Records

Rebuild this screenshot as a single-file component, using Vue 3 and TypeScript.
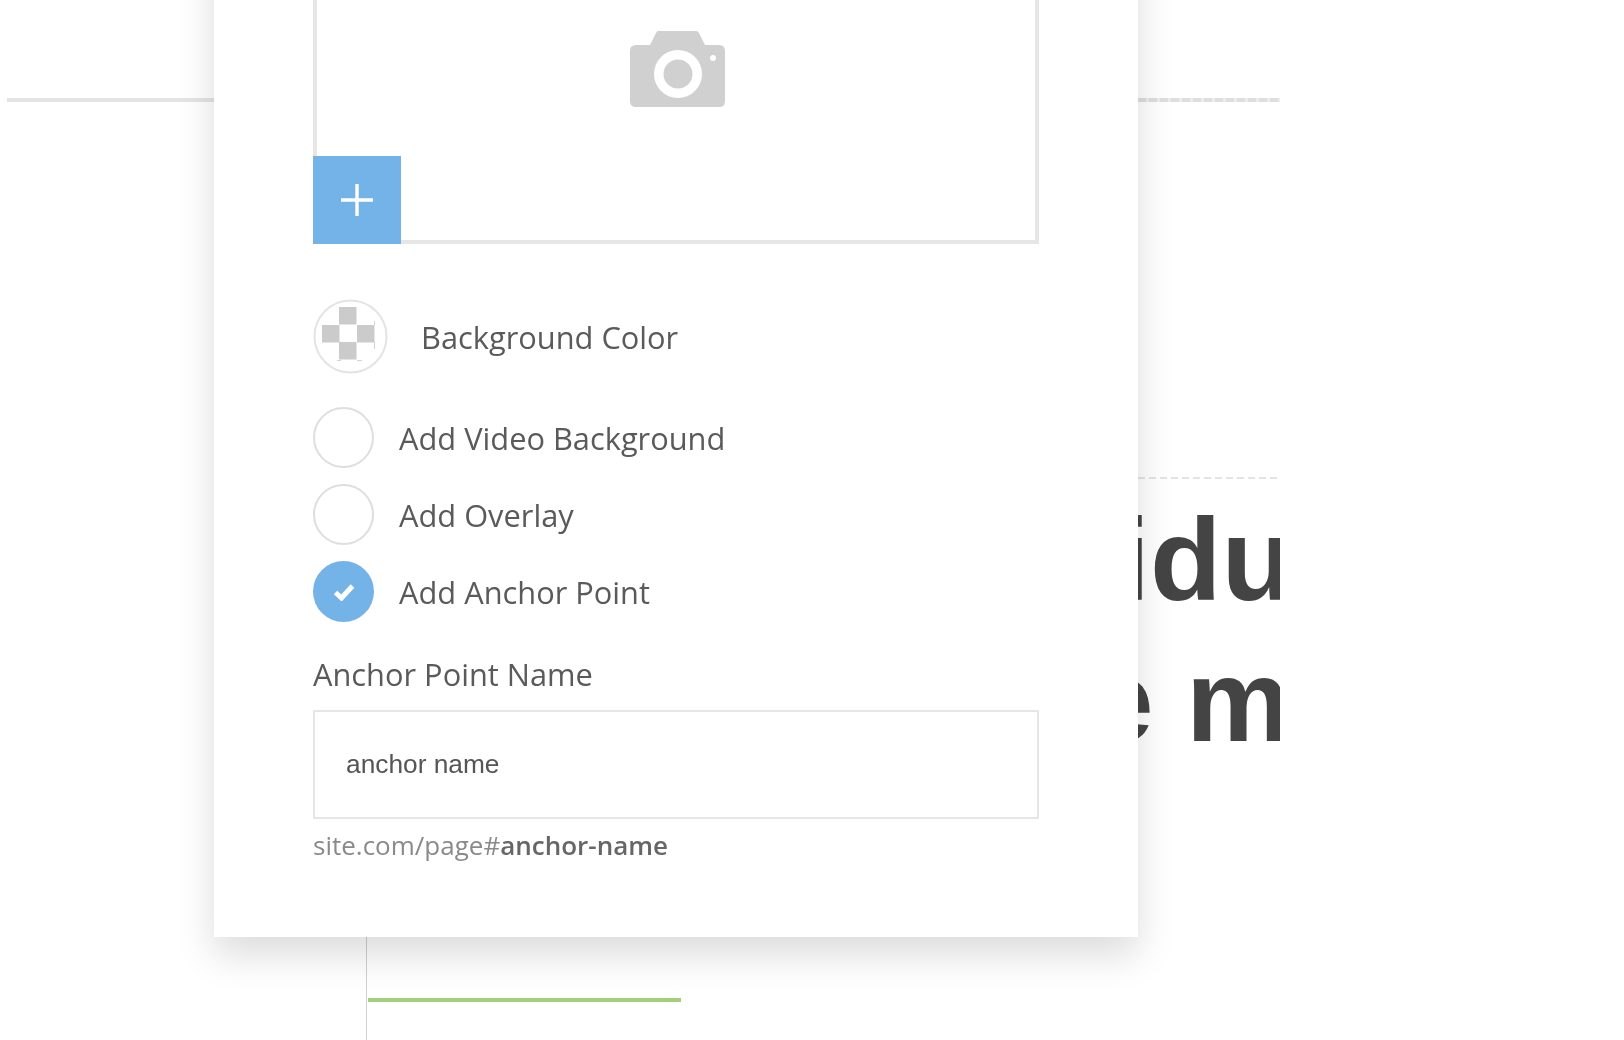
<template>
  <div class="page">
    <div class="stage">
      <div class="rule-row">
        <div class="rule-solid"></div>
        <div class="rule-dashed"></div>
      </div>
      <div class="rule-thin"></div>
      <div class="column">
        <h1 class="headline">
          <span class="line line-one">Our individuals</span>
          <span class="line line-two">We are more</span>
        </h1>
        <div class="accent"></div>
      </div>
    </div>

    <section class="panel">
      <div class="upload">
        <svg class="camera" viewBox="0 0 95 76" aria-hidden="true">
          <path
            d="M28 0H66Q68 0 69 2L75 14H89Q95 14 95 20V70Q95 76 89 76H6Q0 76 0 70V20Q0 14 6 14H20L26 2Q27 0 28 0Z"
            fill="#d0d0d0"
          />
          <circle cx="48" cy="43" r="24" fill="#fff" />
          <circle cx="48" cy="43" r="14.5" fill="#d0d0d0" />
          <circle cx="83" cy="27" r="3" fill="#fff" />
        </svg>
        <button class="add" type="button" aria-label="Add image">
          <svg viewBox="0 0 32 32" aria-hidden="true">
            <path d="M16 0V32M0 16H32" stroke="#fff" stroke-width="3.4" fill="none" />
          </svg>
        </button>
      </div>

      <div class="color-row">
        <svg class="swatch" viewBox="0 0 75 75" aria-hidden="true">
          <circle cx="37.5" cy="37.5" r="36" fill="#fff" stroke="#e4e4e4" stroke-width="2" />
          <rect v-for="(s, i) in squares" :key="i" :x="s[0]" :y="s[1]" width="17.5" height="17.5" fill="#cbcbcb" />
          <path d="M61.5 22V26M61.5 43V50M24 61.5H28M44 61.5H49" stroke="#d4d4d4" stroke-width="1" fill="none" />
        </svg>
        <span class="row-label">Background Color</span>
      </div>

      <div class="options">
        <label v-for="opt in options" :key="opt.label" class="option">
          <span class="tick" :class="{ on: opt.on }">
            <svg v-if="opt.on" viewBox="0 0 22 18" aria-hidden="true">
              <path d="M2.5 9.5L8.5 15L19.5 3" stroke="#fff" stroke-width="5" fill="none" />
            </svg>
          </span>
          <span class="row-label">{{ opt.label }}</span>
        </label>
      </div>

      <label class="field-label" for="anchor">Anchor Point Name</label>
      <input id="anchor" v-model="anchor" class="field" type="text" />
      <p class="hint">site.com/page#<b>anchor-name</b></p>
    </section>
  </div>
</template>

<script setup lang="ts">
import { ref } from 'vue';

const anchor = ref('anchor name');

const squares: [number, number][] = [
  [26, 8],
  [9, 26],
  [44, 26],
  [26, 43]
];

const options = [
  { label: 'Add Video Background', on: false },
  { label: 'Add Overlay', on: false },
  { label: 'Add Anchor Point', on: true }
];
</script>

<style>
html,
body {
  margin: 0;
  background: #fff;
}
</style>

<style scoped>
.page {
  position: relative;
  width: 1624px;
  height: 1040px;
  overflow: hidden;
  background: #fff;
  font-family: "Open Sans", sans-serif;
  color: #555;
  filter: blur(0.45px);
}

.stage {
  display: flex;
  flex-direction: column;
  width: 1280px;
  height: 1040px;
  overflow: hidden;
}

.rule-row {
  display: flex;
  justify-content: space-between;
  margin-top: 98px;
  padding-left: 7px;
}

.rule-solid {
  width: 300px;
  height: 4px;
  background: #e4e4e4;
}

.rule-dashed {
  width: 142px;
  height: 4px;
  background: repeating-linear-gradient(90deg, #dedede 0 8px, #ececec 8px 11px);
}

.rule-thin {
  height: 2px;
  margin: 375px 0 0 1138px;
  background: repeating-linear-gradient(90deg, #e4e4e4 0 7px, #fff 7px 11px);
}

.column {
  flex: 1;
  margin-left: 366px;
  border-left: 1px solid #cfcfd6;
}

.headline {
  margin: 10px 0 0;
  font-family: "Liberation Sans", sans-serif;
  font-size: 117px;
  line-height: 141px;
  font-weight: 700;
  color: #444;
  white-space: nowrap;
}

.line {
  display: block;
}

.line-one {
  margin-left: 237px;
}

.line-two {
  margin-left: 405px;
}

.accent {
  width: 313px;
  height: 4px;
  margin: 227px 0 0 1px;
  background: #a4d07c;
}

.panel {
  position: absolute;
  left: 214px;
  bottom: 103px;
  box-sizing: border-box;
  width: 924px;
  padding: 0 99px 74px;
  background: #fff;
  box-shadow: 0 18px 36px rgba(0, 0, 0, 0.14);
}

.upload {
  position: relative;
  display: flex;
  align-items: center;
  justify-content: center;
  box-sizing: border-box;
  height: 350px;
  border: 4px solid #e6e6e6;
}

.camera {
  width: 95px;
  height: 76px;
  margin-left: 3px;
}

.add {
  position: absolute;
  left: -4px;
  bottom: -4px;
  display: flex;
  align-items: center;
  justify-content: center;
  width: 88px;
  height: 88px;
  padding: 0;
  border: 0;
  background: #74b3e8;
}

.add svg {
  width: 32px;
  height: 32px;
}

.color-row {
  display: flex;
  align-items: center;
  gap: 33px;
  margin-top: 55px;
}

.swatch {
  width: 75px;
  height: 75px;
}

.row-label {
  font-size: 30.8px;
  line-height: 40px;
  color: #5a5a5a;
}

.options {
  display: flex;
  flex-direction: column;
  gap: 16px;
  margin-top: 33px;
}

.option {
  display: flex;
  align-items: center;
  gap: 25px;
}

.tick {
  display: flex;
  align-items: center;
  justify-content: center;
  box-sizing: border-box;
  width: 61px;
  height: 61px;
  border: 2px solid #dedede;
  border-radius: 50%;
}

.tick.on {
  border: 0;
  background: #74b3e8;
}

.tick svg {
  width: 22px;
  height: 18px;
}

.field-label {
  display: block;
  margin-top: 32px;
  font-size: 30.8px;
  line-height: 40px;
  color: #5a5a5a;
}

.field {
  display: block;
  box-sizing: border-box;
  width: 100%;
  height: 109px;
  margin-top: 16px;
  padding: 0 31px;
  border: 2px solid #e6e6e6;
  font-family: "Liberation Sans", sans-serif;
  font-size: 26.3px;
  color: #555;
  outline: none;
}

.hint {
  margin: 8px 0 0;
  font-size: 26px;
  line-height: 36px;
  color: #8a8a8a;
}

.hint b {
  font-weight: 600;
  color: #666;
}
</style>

---

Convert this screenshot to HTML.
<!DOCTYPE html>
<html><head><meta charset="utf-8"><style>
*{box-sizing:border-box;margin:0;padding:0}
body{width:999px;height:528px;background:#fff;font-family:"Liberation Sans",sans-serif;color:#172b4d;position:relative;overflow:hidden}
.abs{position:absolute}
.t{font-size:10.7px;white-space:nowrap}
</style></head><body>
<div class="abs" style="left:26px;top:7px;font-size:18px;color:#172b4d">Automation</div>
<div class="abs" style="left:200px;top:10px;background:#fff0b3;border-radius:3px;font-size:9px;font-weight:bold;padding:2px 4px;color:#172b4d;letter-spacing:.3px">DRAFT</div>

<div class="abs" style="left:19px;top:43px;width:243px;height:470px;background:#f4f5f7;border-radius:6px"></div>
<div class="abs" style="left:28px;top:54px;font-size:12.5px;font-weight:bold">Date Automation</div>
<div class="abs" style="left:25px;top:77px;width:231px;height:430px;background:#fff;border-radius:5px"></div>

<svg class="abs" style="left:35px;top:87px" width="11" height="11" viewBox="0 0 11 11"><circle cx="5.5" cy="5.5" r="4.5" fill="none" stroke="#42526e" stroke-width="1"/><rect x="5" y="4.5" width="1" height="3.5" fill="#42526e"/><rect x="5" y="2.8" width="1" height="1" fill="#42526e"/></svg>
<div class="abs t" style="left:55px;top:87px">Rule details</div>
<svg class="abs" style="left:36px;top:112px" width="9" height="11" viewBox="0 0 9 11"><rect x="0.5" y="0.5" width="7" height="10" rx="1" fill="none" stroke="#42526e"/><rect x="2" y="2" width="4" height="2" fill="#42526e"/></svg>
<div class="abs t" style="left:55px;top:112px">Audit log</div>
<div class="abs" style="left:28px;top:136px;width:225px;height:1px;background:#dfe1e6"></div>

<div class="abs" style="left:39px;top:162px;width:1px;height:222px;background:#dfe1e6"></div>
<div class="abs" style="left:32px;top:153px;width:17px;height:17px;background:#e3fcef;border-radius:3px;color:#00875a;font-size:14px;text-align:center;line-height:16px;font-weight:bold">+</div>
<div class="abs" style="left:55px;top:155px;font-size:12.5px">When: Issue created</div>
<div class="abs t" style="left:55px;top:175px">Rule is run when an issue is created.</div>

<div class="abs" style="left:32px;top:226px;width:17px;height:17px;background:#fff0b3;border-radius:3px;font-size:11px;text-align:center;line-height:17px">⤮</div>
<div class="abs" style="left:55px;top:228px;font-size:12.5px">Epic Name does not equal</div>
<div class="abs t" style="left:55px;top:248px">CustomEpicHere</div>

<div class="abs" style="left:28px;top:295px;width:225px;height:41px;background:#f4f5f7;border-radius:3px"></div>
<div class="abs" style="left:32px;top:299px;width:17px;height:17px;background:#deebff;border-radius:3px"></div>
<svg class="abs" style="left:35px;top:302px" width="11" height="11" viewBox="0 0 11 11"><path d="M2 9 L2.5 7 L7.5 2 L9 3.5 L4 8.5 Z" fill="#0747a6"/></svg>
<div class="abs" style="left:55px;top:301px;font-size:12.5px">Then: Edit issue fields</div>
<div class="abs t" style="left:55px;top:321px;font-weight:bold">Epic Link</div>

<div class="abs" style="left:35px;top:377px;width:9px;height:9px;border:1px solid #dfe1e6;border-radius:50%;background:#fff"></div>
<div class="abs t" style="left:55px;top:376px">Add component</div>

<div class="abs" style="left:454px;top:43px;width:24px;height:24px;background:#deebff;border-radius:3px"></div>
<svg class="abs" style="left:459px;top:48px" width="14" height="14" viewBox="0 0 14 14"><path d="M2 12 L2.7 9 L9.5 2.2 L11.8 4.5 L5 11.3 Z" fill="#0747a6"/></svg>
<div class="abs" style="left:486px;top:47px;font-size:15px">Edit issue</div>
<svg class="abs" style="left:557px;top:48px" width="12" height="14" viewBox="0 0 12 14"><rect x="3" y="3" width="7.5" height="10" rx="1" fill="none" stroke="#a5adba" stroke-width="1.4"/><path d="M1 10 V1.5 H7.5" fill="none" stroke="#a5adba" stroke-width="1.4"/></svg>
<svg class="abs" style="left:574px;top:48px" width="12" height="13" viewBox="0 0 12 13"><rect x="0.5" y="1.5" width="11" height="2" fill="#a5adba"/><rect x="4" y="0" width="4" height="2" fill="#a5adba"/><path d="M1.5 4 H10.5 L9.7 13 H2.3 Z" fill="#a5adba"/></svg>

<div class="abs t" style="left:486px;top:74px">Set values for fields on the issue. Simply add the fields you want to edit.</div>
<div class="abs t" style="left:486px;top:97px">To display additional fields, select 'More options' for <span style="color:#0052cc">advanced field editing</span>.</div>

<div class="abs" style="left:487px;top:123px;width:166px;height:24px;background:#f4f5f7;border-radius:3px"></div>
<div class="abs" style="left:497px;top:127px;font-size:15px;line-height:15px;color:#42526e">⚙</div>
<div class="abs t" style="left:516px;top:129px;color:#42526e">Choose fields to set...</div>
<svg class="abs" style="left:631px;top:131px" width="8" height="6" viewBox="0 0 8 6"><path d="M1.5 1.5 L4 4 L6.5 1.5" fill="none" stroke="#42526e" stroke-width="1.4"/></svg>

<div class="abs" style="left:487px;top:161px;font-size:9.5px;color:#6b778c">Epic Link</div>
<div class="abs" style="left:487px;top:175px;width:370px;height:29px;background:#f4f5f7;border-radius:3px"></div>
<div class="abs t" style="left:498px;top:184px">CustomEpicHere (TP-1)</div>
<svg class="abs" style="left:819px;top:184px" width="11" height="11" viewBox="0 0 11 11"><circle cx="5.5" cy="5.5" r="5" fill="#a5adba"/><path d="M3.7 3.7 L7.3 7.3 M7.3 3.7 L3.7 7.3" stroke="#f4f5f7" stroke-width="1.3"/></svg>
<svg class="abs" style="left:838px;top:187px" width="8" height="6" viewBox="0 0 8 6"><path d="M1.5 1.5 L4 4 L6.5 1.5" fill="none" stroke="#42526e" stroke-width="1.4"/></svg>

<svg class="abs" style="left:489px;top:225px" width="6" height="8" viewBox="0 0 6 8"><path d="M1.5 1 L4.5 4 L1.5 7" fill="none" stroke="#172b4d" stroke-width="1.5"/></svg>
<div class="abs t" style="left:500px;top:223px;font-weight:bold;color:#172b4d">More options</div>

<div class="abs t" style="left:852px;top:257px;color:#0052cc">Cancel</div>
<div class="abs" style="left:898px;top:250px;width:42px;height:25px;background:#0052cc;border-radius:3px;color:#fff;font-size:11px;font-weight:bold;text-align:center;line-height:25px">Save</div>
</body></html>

--

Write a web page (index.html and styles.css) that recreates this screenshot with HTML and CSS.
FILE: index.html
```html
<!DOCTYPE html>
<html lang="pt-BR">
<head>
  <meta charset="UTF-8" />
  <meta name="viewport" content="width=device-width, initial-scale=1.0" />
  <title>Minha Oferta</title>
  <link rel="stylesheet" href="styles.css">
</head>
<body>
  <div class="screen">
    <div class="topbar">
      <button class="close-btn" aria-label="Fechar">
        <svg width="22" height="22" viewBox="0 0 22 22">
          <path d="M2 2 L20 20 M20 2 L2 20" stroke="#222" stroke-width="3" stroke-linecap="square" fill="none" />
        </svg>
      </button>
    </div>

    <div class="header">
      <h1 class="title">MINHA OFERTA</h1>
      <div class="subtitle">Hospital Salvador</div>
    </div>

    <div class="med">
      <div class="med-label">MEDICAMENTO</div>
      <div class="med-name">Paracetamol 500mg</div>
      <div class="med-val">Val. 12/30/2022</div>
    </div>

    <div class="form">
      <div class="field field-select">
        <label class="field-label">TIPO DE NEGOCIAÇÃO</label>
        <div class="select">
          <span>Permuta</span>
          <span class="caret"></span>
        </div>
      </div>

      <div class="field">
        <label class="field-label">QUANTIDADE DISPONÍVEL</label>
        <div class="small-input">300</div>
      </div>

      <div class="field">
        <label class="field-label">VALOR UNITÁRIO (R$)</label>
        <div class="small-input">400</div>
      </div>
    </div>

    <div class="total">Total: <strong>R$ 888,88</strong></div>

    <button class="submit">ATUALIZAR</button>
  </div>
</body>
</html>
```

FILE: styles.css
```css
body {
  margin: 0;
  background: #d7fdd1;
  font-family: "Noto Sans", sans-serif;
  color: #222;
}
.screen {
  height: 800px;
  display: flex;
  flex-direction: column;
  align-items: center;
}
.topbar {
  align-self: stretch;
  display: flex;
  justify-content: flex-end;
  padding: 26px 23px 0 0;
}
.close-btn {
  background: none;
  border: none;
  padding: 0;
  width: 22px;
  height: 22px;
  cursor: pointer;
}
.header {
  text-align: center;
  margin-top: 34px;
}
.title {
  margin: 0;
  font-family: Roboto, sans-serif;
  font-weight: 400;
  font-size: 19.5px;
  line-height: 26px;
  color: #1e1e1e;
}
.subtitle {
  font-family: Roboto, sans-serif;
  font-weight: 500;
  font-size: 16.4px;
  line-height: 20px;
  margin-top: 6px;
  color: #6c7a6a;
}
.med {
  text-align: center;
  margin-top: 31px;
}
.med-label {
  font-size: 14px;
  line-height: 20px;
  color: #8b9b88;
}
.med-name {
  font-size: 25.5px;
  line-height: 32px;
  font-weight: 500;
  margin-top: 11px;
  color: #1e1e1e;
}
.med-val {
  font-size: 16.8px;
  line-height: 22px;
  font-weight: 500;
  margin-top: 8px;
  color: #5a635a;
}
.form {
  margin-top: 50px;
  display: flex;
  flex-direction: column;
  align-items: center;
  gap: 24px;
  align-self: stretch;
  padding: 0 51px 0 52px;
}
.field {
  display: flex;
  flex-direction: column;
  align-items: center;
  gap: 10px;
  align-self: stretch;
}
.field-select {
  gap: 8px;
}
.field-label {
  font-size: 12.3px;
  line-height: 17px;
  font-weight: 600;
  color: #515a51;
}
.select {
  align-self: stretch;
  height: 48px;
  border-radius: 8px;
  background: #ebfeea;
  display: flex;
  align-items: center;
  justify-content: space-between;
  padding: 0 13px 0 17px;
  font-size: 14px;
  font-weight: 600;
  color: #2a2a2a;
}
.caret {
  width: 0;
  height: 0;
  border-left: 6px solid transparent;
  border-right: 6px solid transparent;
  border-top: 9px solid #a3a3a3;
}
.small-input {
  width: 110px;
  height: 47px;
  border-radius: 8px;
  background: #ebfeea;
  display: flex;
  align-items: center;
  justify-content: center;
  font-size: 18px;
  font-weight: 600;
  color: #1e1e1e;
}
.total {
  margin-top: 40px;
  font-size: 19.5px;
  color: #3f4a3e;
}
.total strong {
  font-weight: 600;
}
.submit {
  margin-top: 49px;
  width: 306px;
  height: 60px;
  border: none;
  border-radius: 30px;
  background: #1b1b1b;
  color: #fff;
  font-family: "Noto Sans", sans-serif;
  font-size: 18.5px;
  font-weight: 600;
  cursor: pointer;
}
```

Short task
Where a line above includes "index", copy that line.

Finished exercise
Write a web page (index.html and styles.css) that recreates this screenshot with HTML and CSS.
FILE: index.html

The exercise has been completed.